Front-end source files
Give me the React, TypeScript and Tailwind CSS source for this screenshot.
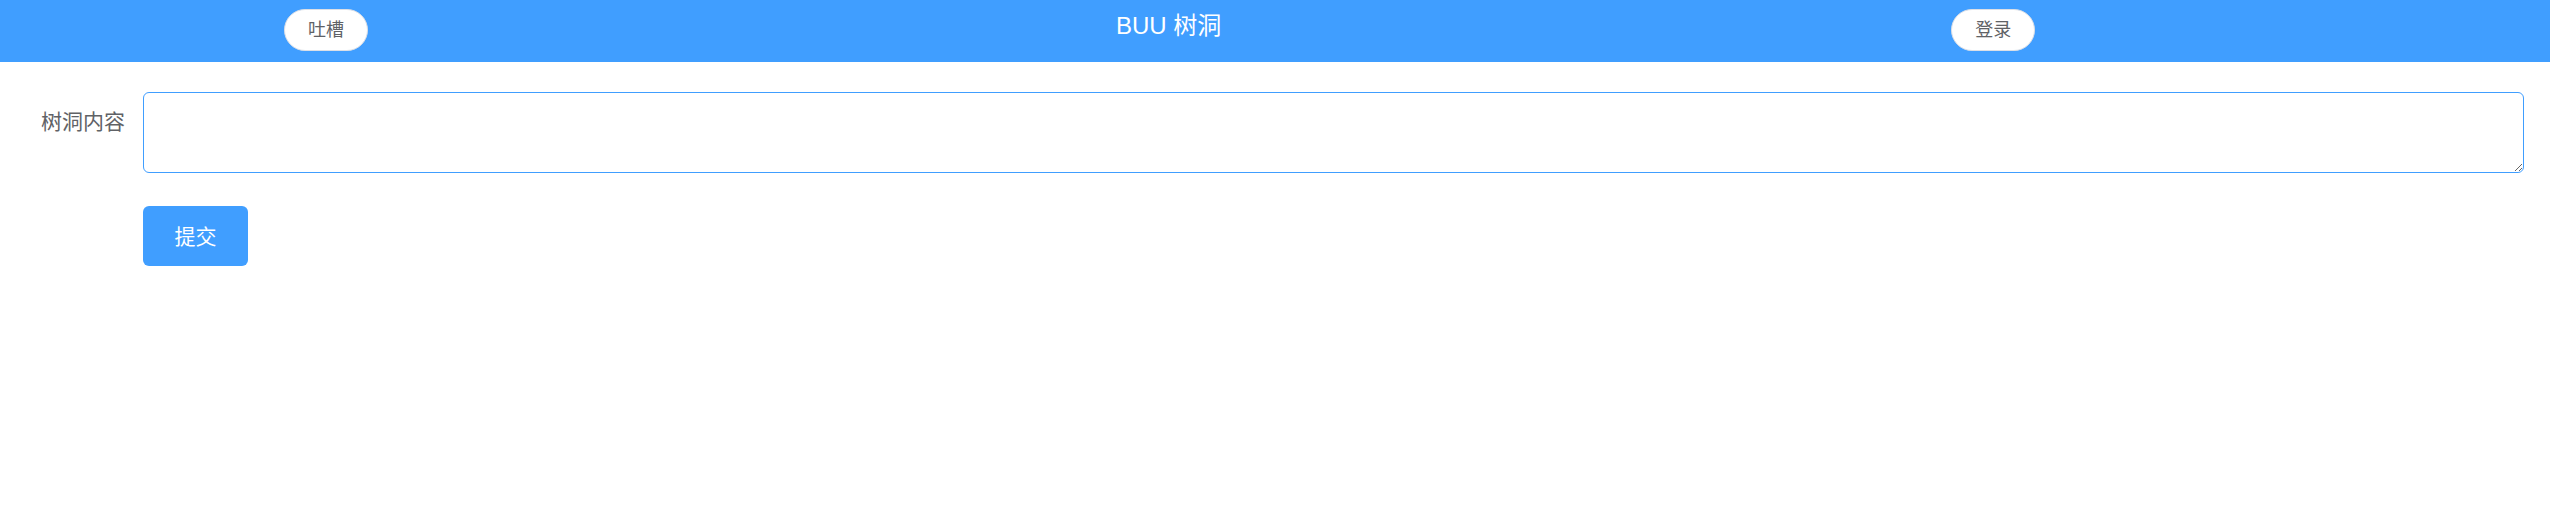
import { useState } from "react";

const font = "font-['Liberation_Sans','Noto_Sans_CJK_SC',sans-serif]";

function PillButton({ label }: { label: string }) {
  return (
    <button
      type="button"
      className="h-[42px] w-[84px] rounded-full border-[1.5px] border-[#dcdfe6] bg-white text-[18px] leading-none text-[#606266]"
    >
      {label}
    </button>
  );
}

export default function App() {
  const [content, setContent] = useState("");

  return (
    <div className={`min-h-[524px] bg-white ${font}`}>
      <header className="flex h-[62px] items-start bg-[#409eff]">
        <div className="ml-[284px] mt-[9px]">
          <PillButton label="吐槽" />
        </div>
        <h1 className="ml-[748px] mt-[11px] text-[24px] leading-[30px] font-normal text-white">
          BUU 树洞
        </h1>
        <div className="ml-[730px] mt-[9px]">
          <PillButton label="登录" />
        </div>
      </header>

      <form
        className="pt-[30px] pr-[26px]"
        onSubmit={(e) => e.preventDefault()}
      >
        <div className="mb-[33px] flex items-start">
          <label className="w-[143px] shrink-0 pr-[18px] text-right text-[21px] leading-[60px] text-[#606266]">
            树洞内容
          </label>
          <textarea
            rows={2}
            value={content}
            onChange={(e) => setContent(e.target.value)}
            className="block h-[81px] flex-1 rounded-[6px] border-[1.5px] border-[#409eff] px-[22px] py-[7px] text-[21px] leading-[1.5] text-[#606266] outline-none"
          />
        </div>
        <div className="pl-[143px]">
          <button
            type="submit"
            className="h-[60px] w-[105px] rounded-[6px] bg-[#409eff] text-[21px] leading-none text-white"
          >
            提交
          </button>
        </div>
      </form>
    </div>
  );
}
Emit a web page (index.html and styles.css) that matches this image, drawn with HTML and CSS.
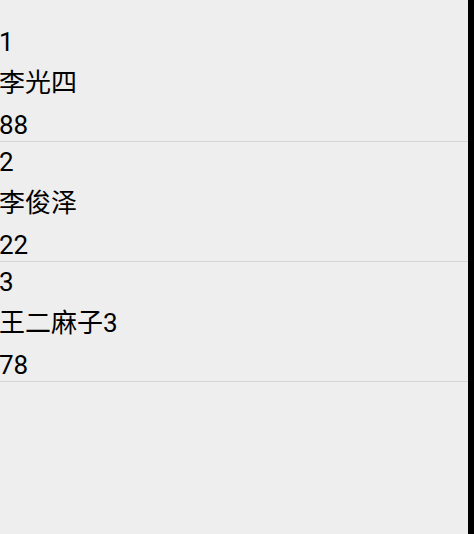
FILE: index.html
```html
<!DOCTYPE html>
<html lang="zh">
<head>
<meta charset="utf-8">
<title>List</title>
<link rel="stylesheet" href="styles.css">
</head>
<body>
<div class="screen">
  <div class="list">
    <div class="row">
      <div class="cell">1</div>
      <div class="cell">李光四</div>
      <div class="cell">88</div>
    </div>
    <div class="row">
      <div class="cell">2</div>
      <div class="cell">李俊泽</div>
      <div class="cell">22</div>
    </div>
    <div class="row">
      <div class="cell">3</div>
      <div class="cell">王二麻子3</div>
      <div class="cell">78</div>
    </div>
  </div>
  <div class="edge"></div>
</div>
</body>
</html>
```

FILE: styles.css
```css
html, body {
  margin: 0;
  padding: 0;
  height: 100%;
  overflow: hidden;
}

body {
  background: #eeeeee;
  font-family: Roboto, "Noto Sans CJK SC", sans-serif;
  color: #000000;
}

.screen {
  display: flex;
  height: 534px;
}

.list {
  flex: 1;
  padding-top: 22px;
  overflow: hidden;
}

.edge {
  width: 6px;
  background: #000000;
  flex: none;
}

.row {
  display: flex;
  flex-direction: column;
  gap: 13.5px;
  padding: 5.5px 0 2.5px 0;
  border-bottom: 1px solid #d6d6d6;
}

.cell {
  font-size: 26px;
  line-height: 28px;
  height: 28px;
  margin-left: -1px;
  white-space: nowrap;
}
```
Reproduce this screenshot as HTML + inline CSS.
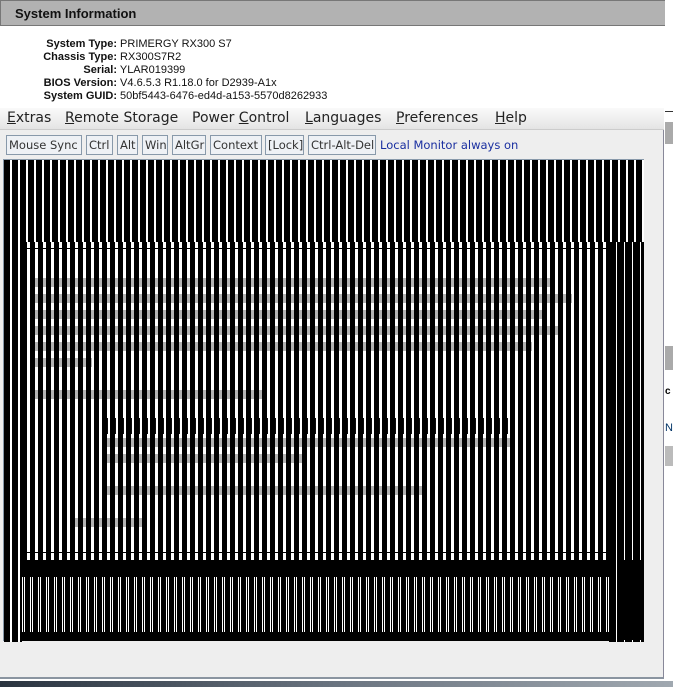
<!DOCTYPE html>
<html><head><meta charset="utf-8"><style>
*{margin:0;padding:0;box-sizing:border-box}
body{width:673px;height:687px;overflow:hidden;background:#fff;font-family:"Liberation Sans",Arial,sans-serif;position:relative}
.abs{position:absolute}
#hdr{left:0;top:0;width:673px;height:26px;background:#b2b2b2;border:1px solid #777;border-right:none}
#hdr span{position:absolute;left:14px;top:5px;font-weight:bold;font-size:13px;color:#111}
.info{font-size:11px;color:#111;line-height:13px}
.info b{display:inline-block;width:117px;text-align:right}
#win{left:0;top:108px;width:664px;height:571px;background:#eee;border-right:1px solid #889;border-bottom:2px solid #8a94a0}
#menu{left:0;top:0;width:664px;height:22px;background:linear-gradient(#fafafa,#e4e4e4);border-bottom:1px solid #ccc;font-family:"DejaVu Sans",sans-serif;font-size:14px;color:#222}
#menu span{position:absolute;top:2px}
#menu u{text-decoration:underline}
.btn{position:absolute;top:27px;height:20px;border:1px solid #8899aa;background:#eef1f5;font-family:"DejaVu Sans",sans-serif;font-size:11.5px;color:#333;padding:2px 2px;white-space:nowrap}
#scr{left:3px;top:159px;width:641px;height:482px;background:#000;border-left:1px solid #8899aa;border-top:1px solid #8899aa}
.s1{background:repeating-linear-gradient(90deg,#000 0,#000 6px,#fff 6px,#fff 8px)}
.s2{background:repeating-linear-gradient(90deg,#000 0,#000 5px,#fff 5px,#fff 8px)}
.s3{background:repeating-linear-gradient(90deg,#fff 0,#fff 1px,#000 1px,#000 2px,#fff 2px,#fff 3px,#000 3px,#000 8px)}
.txt{position:absolute;height:9px;background:rgba(160,160,160,.8);mix-blend-mode:multiply}
#bgr{left:665px;top:0;width:8px;height:687px;background:#fff}
#sky{left:0;top:681px;width:673px;height:6px;background:linear-gradient(90deg,#2a3440,#6a7480,#a0a8b0)}
</style></head><body>
<div id="hdr" class="abs"><span>System Information</span></div>
<div class="abs info" style="left:0;top:38px">
<div><b>System Type:</b> PRIMERGY RX300 S7</div>
<div><b>Chassis Type:</b> RX300S7R2</div>
<div><b>Serial:</b> YLAR019399</div>
<div><b>BIOS Version:</b> V4.6.5.3 R1.18.0 for D2939-A1x</div>
<div><b>System GUID:</b> 50bf5443-6476-ed4d-a153-5570d8262933</div>
</div>
<div id="bgr" class="abs">
<div class="abs" style="left:0;top:111px;width:8px;height:1px;background:#333"></div>
<div class="abs" style="left:0;top:122px;width:8px;height:22px;background:#aaa"></div>
<div class="abs" style="left:0;top:346px;width:8px;height:24px;background:#aaa"></div>
<div class="abs" style="left:0;top:386px;font-size:10px;font-weight:bold">c</div>
<div class="abs" style="left:0;top:422px;font-size:11px;color:#036">N</div>
<div class="abs" style="left:0;top:446px;width:8px;height:20px;background:#bbb"></div>
</div>
<div id="win" class="abs">
<div id="menu" class="abs">
<span style="left:7px"><u>E</u>xtras</span>
<span style="left:65px"><u>R</u>emote Storage</span>
<span style="left:192px">Power <u>C</u>ontrol</span>
<span style="left:305px"><u>L</u>anguages</span>
<span style="left:396px"><u>P</u>references</span>
<span style="left:495px"><u>H</u>elp</span>
</div>
<div class="btn" style="left:6px;width:76px">Mouse Sync</div>
<div class="btn" style="left:86px;width:27px">Ctrl</div>
<div class="btn" style="left:117px;width:21px">Alt</div>
<div class="btn" style="left:142px;width:26px">Win</div>
<div class="btn" style="left:172px;width:34px">AltGr</div>
<div class="btn" style="left:210px;width:52px">Context</div>
<div class="btn" style="left:265px;width:39px">[Lock]</div>
<div class="btn" style="left:308px;width:68px">Ctrl-Alt-Del</div>
<div class="abs" style="left:380px;top:30px;font-family:'DejaVu Sans',sans-serif;font-size:11.5px;color:#1a2fa0">Local Monitor always on</div>
</div>
<div id="scr" class="abs">
<div class="abs s1" style="left:0;top:0;width:640px;height:82px"></div>
<div class="abs s1" style="left:0;top:82px;width:18px;height:400px"></div>
<div class="abs s2" style="left:18px;top:82px;width:602px;height:318px"></div>
<div class="abs" style="left:22px;top:88px;width:585px;height:1px;background:#000"></div>
<div class="abs" style="left:22px;top:392px;width:585px;height:1px;background:#000"></div>
<div class="abs" style="left:98px;top:258px;width:412px;height:16px;background:repeating-linear-gradient(90deg,#000 0,#000 6px,#fff 6px,#fff 8px);opacity:.95"></div>
<div class="txt" style="left:28px;top:118px;width:520px"></div>
<div class="txt" style="left:28px;top:134px;width:540px"></div>
<div class="txt" style="left:28px;top:150px;width:510px"></div>
<div class="txt" style="left:28px;top:166px;width:530px"></div>
<div class="txt" style="left:28px;top:182px;width:500px"></div>
<div class="txt" style="left:28px;top:198px;width:60px"></div>
<div class="txt" style="left:28px;top:230px;width:230px"></div>
<div class="txt" style="left:100px;top:278px;width:410px"></div>
<div class="txt" style="left:100px;top:294px;width:200px"></div>
<div class="txt" style="left:100px;top:326px;width:320px"></div>
<div class="txt" style="left:70px;top:358px;width:70px"></div>
<div class="abs" style="left:18px;top:400px;width:605px;height:17px;background:#000"></div>
<div class="abs s3" style="left:18px;top:417px;width:605px;height:55px"></div>
<div class="abs" style="left:605px;top:82px;width:35px;height:400px;background:repeating-linear-gradient(90deg,#000 0,#000 7px,#fff 7px,#fff 8px)"></div>
<div class="abs" style="left:620px;top:400px;width:20px;height:80px;background:#000"></div>
</div>
<div id="sky" class="abs"></div>
</body></html>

STATED PROBLEM:
Filter the records above for "styles" and copy every matching line.

FINAL RESULT:
Emit a web page (index.html and styles.css) that matches this image, drawn with HTML and CSS.
<link rel="stylesheet" href="styles.css">
FILE: styles.css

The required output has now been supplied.